【芝居】「カーテン」日本のラジオ
2017.10.7 14:00 [CoRich]
9日まで三鷹市芸術文化センター星のホール。100分。
本土との対立が厳しくなっている島の国立劇場が占拠されている。客席に座らされ布で顔を覆われた人質たち。膠着状態は続き、犯人たちは動画を投稿して主張を繰り返している。外国から招聘されてきていた演出家と通訳、劇場スタッフなどが人質になっている。制圧までの4日間。
星のホールを逆使いし、舞台上に客席を設置し、通常の客席を「占拠された劇場の客席」に見立てて描かれます。役者は基本的にずっとその場にいるけれど、顔に布をかけているときはいないもの、というフォーマットで、島出身、本土出身で混在する占拠する人々、時に脅かし、時に少しの会話をして、緊張感はあるけれど、どこかゆっくりとした空気。
劇場の占拠とそれが数日にわたったあと制圧されたという事実と、そのぼんやりとした人々の背景は語られるものの、物語のきちんとした背景はほとんど当日パンフレットにゆだねられます。 細かな会話が断片的に交わされ、いくつかの人々のつながりは描かれるものの、物語を描くこと自体よりは、そういう人々の過ごした緊張感と空疎さが同居する時間の経過を描くことに主眼がありそう。 作家が「カーテンの元ネタ」と題して千秋楽後に連続ツイート(ここから)しているのは文庫本の解説のようで楽しいし、そのあとのいくつか(twitter)なども、そういう意図で描かれたのだということがわかります。
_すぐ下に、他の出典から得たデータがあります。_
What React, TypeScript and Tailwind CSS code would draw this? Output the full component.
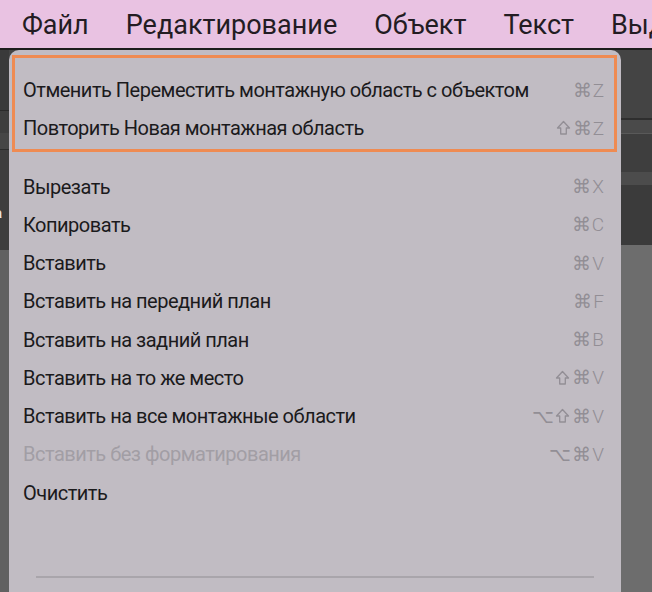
import React from 'react';

interface MenuItem {
  label: string;
  keys?: string;
  disabled?: boolean;
}

const highlighted: MenuItem[] = [
  { label: 'Отменить Переместить монтажную область с объектом', keys: '⌘Z' },
  { label: 'Повторить Новая монтажная область', keys: '⇧⌘Z' },
];

const items: MenuItem[] = [
  { label: 'Вырезать', keys: '⌘X' },
  { label: 'Копировать', keys: '⌘C' },
  { label: 'Вставить', keys: '⌘V' },
  { label: 'Вставить на передний план', keys: '⌘F' },
  { label: 'Вставить на задний план', keys: '⌘B' },
  { label: 'Вставить на то же место', keys: '⇧⌘V' },
  { label: 'Вставить на все монтажные области', keys: '⌥⇧⌘V' },
  { label: 'Вставить без форматирования', keys: '⌥⌘V', disabled: true },
  { label: 'Очистить' },
];

const font = { fontFamily: 'Roboto, "DejaVu Sans", sans-serif' };

// hollow shift arrow, the font's one is too thin
function ShiftIcon() {
  return (
    <svg width="15" height="16" viewBox="0 0 15 16" className="mr-[2px]">
      <path d="M7.5 1.5 L13.5 8 H10.3 V14 H4.7 V8 H1.5 Z" fill="none" stroke="#928e95" strokeWidth="1.3" strokeLinejoin="round" />
    </svg>
  );
}

function Keys({ keys }: { keys: string }) {
  return (
    <span className="flex items-center text-[19px] font-light leading-none tracking-[1px] text-[#928e95]">
      {Array.from(keys).map((k, i) => (k === '⇧' ? <ShiftIcon key={i} /> : <span key={i}>{k}</span>))}
    </span>
  );
}

function Row({ item }: { item: MenuItem }) {
  return (
    <div className="flex h-[38.25px] items-center justify-between">
      <span
        className={`text-[20px] leading-none tracking-[-0.5px] ${item.disabled ? 'text-[#a29ea5]' : 'text-[#1b1a1c]'}`}
      >
        {item.label}
      </span>
      {item.keys && <Keys keys={item.keys} />}
    </div>
  );
}

export default function App() {
  const menus = ['Файл', 'Редактирование', 'Объект', 'Текст', 'Выделение'];

  return (
    <div className="relative h-[592px] w-[652px] overflow-hidden bg-[#6c6c6c]" style={font}>
      {/* Menu bar */}
      <div className="flex h-[48px] items-center gap-[37px] whitespace-nowrap bg-[#e9c2e2] pl-[22px] pt-[3px] text-[27px] text-[#231c23]">
        {menus.map((m) => (
          <span key={m}>{m}</span>
        ))}
      </div>
      <div className="h-[2px] bg-[#1d1d1d]" />

      {/* App window behind the menu */}
      <div className="flex">
        <div className="w-[9px] shrink-0">
          <div className="h-[60px] bg-[#3a3a3a]" />
          <div className="h-px bg-[#2a2a2a]" />
          <div className="h-[22px] bg-[#3e3e3e]" />
          <div className="h-[16px] bg-[#464646]" />
          <div className="h-px bg-[#2c2c2c]" />
          <div className="flex h-[100px] items-start overflow-hidden bg-[#3e3e3e] pt-[56px]">
            <span className="-ml-[6px] text-[15px] font-bold leading-none text-[#e6e6e6]">a</span>
          </div>
          <div className="h-[400px] bg-[#616161]" />
        </div>
        <div className="flex-1">
          <div className="h-[68px] bg-[#444444]" />
          <div className="h-[2px] bg-[#2e2e2e]" />
          <div className="h-[13px] bg-[#4a4a4a]" />
          <div className="h-px bg-[#595959]" />
          <div className="h-[38px] bg-[#3e3e3e]" />
          <div className="h-[13px] bg-[#4c4c4c]" />
          <div className="h-[60px] bg-[#3b3b3b]" />
          <div className="h-[400px] bg-[#6d6d6d]" />
        </div>
      </div>

      {/* Edit dropdown */}
      <div className="absolute left-[9px] top-[50px] h-[560px] w-[612px] rounded-[10px] bg-[#c1bcc3]">
        <div className="ml-[3px] mr-[4px] mt-[5px] border-[3px] border-[#ef8b52] pb-px pl-[8px] pr-[9px] pt-[13px]">
          {highlighted.map((it) => (
            <Row key={it.label} item={it} />
          ))}
        </div>
        <div className="mt-[16px] pl-[14px] pr-[16px]">
          {items.map((it) => (
            <Row key={it.label} item={it} />
          ))}
        </div>
        <div className="mx-[27px] mt-[64px] h-[2px] bg-[#a9a5ab]" />
      </div>
    </div>
  );
}
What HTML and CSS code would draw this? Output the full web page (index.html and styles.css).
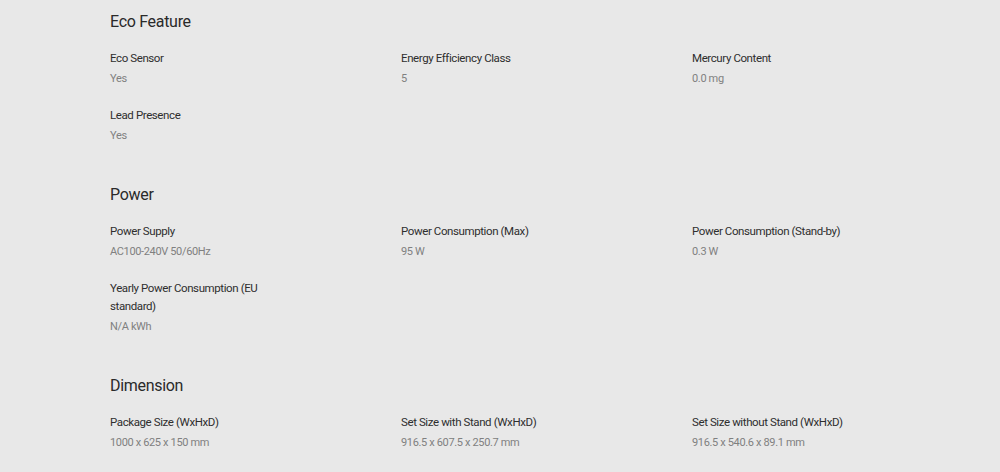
FILE: index.html
```html
<!DOCTYPE html>
<html lang="en">
<head>
<meta charset="utf-8">
<title>Specs</title>
<link rel="stylesheet" href="styles.css">
</head>
<body>
<main class="specs">
  <section class="group">
    <h2 class="group-title">Eco Feature</h2>
    <div class="grid">
      <div class="item"><div class="label">Eco Sensor</div><div class="value">Yes</div></div>
      <div class="item"><div class="label">Energy Efficiency Class</div><div class="value">5</div></div>
      <div class="item"><div class="label">Mercury Content</div><div class="value">0.0 mg</div></div>
      <div class="item"><div class="label">Lead Presence</div><div class="value">Yes</div></div>
    </div>
  </section>
  <section class="group">
    <h2 class="group-title">Power</h2>
    <div class="grid">
      <div class="item"><div class="label">Power Supply</div><div class="value">AC100-240V 50/60Hz</div></div>
      <div class="item"><div class="label">Power Consumption (Max)</div><div class="value">95 W</div></div>
      <div class="item"><div class="label">Power Consumption (Stand-by)</div><div class="value">0.3 W</div></div>
      <div class="item"><div class="label">Yearly Power Consumption (EU standard)</div><div class="value">N/A kWh</div></div>
    </div>
  </section>
  <section class="group">
    <h2 class="group-title">Dimension</h2>
    <div class="grid">
      <div class="item"><div class="label">Package Size (WxHxD)</div><div class="value">1000 x 625 x 150 mm</div></div>
      <div class="item"><div class="label">Set Size with Stand (WxHxD)</div><div class="value">916.5 x 607.5 x 250.7 mm</div></div>
      <div class="item"><div class="label">Set Size without Stand (WxHxD)</div><div class="value">916.5 x 540.6 x 89.1 mm</div></div>
    </div>
  </section>
</main>
</body>
</html>
```

FILE: styles.css
```css
html, body {
  margin: 0;
  padding: 0;
  background: #e8e8e8;
}
body {
  font-family: Roboto, "Open Sans", sans-serif;
  color: #333;
}
.specs {
  padding: 11px 17px 0 110px;
  display: flex;
  flex-direction: column;
  gap: 39px;
}
.group-title {
  margin: 0;
  font-size: 16px;
  font-weight: 400;
  line-height: 22px;
  letter-spacing: -0.3px;
  color: #2a2a2a;
}
.grid {
  margin-top: 16px;
  display: grid;
  grid-template-columns: repeat(3, 291px);
  row-gap: 18px;
}
.item {
  max-width: 175px;
}
.label {
  font-size: 11.5px;
  line-height: 18px;
  color: #2e2e2e;
  letter-spacing: -0.4px;
}
.value {
  margin-top: 3px;
  font-size: 11px;
  line-height: 18px;
  color: #808080;
  letter-spacing: -0.35px;
}
```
まあ正解とかどうとかではなく。物語の運び自体には主眼がなくて、背景の細かな描き込み、あるいはボンバーマンのような人の動きなど、要素を並べて描こうとしていることはかなり成功しています。 不思議と眠くなるようなことはないのだけれど、が、そこで何が描かれたのか、ということを掴みたい気持ちになるのもまた、私の偽らざる気持ちだったりするのですが。
テロリストのリーダーを演じた今村圭佑は終始高いストレスに苛まれた男という高テンションのちょっと凄い造形。それを唆すかのような年上の男を演じた吉岡そんれいの不穏さが重奏低音のようにジワジワと効きます。島の宗教的象徴の三人姉妹を演じた三澤さき、松本みゆき、藤本紗也香のフラットさは人々が信じる芯な雰囲気、劇場職員を演じた安東信助、田中渚、木村みちるのコミカルさがワタシには見やすいリズム、招聘された演出家を演じた横手慎太郎のどことなくクズっぽい感じもやけにリアル、振り回される通訳を演じた太田ナツキがちょっと楽しい。